A child's misbehavior often occurs at the home of friends or relatives, in the car, or in public places such as shopping malls and restaurants. These situations are very difficult to handle. In instances like these, anticipating the problem and taking some preventive action is best.
Decide upon the type of age-appropriate and achievable behavior you want your child to exhibit in these outside-the-home situations, and then discuss it with your youngster in terms of what you both expect. If your child is having greater difficulty in some specific situations away from home, you might modify your expectations accordingly. Do not put your child in situations that you know she cannot handle.You may find that the most helpful approach is to use immediate rewards and praise when good behavior is exhibited. Be willing to utilize timeouts, delayed timeouts, or behavior penalties in public situations. (Delayed timeouts are those that are implemented once you return home.) The use of logical consequences is also often helpful.
Try bringing along a child's favorite toys and books, and plan to give her some positive attention on a trip or on a visit to relatives.
In general, scolding and nagging will not work. It is embarrassing to everyone, tends to reinforce negative behavior, and could spoil a family outing for everyone.
Once you find the behavior modification techniques and punishments that work, apply them at home before using them outside the house so your child is familiar with them.
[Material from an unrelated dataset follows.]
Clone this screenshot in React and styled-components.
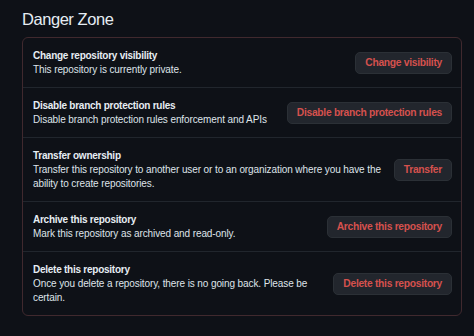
import React from 'react';
import styled, { createGlobalStyle } from 'styled-components';

const GlobalStyle = createGlobalStyle`
  html, body {
    margin: 0;
    padding: 0;
    background: #0e1117;
  }
  body {
    font-family: "Liberation Sans", Arial, sans-serif;
    color: #e6edf3;
  }
`;

const Page = styled.div`
  width: 474px;
  height: 336px;
  box-sizing: border-box;
  padding: 9px 12px 0 22px;
  background: #0e1117;
`;

const Heading = styled.h2`
  margin: 0 0 8px;
  font-size: 16.5px;
  font-weight: 400;
  letter-spacing: -0.45px;
  line-height: 20px;
  color: #e6edf3;
`;

const Box = styled.div`
  border: 1px solid #40292e;
  border-radius: 6px;
  display: flex;
  flex-direction: column;
`;

const Row = styled.div`
  display: flex;
  align-items: center;
  gap: 12px;
  padding: 10px 9px 10px 10px;
  border-top: ${(p) => (p.$first ? 'none' : '1px solid #21262d')};
`;

const Info = styled.div`
  flex: 1;
  min-width: 0;
`;

const Title = styled.div`
  font-size: 10px;
  font-weight: 700;
  letter-spacing: -0.25px;
  line-height: 15px;
  color: #e6edf3;
`;

const Desc = styled.div`
  font-size: 10px;
  letter-spacing: -0.1px;
  line-height: 14px;
  color: #dfe4ea;
`;

const DangerButton = styled.button`
  flex-shrink: 0;
  height: 22px;
  padding: 0 9px;
  font-family: inherit;
  font-size: 10.3px;
  font-weight: 700;
  letter-spacing: -0.3px;
  color: #d5514d;
  background: #22262d;
  border: 1px solid #2b3036;
  border-radius: 5px;
  cursor: pointer;
`;

const items = [
  {
    title: 'Change repository visibility',
    desc: 'This repository is currently private.',
    action: 'Change visibility',
  },
  {
    title: 'Disable branch protection rules',
    desc: 'Disable branch protection rules enforcement and APIs',
    action: 'Disable branch protection rules',
  },
  {
    title: 'Transfer ownership',
    desc: 'Transfer this repository to another user or to an organization where you have the ability to create repositories.',
    action: 'Transfer',
  },
  {
    title: 'Archive this repository',
    desc: 'Mark this repository as archived and read-only.',
    action: 'Archive this repository',
  },
  {
    title: 'Delete this repository',
    desc: 'Once you delete a repository, there is no going back. Please be certain.',
    action: 'Delete this repository',
  },
];

export default function App() {
  return (
    <>
      <GlobalStyle />
      <Page>
        <Heading>Danger Zone</Heading>
        <Box>
          {items.map((item, i) => (
            <Row key={item.title} $first={i === 0}>
              <Info>
                <Title>{item.title}</Title>
                <Desc>{item.desc}</Desc>
              </Info>
              <DangerButton>{item.action}</DangerButton>
            </Row>
          ))}
        </Box>
      </Page>
    </>
  );
}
Some parents have difficulty implementing timeouts away from home, and in cases like this you and your child may have to take a timeout together. In a restaurant a timeout may require that you and your child sit in the car for a while. In a mall she might sit on a bench while you stand beside her; in a park or at the zoo, use a bench or a rock as a place for a timeout. If you are driving, stop the car at the side of the road and sit quietly until she settles down. You might use a delayed timeout when you arrive at a hotel, a restaurant, or a rest stop.
In the weeks ahead, evaluate and discuss positive changes in the frequency, duration, and intensity of any continued undesirable behavior, and point these out to the child with praise.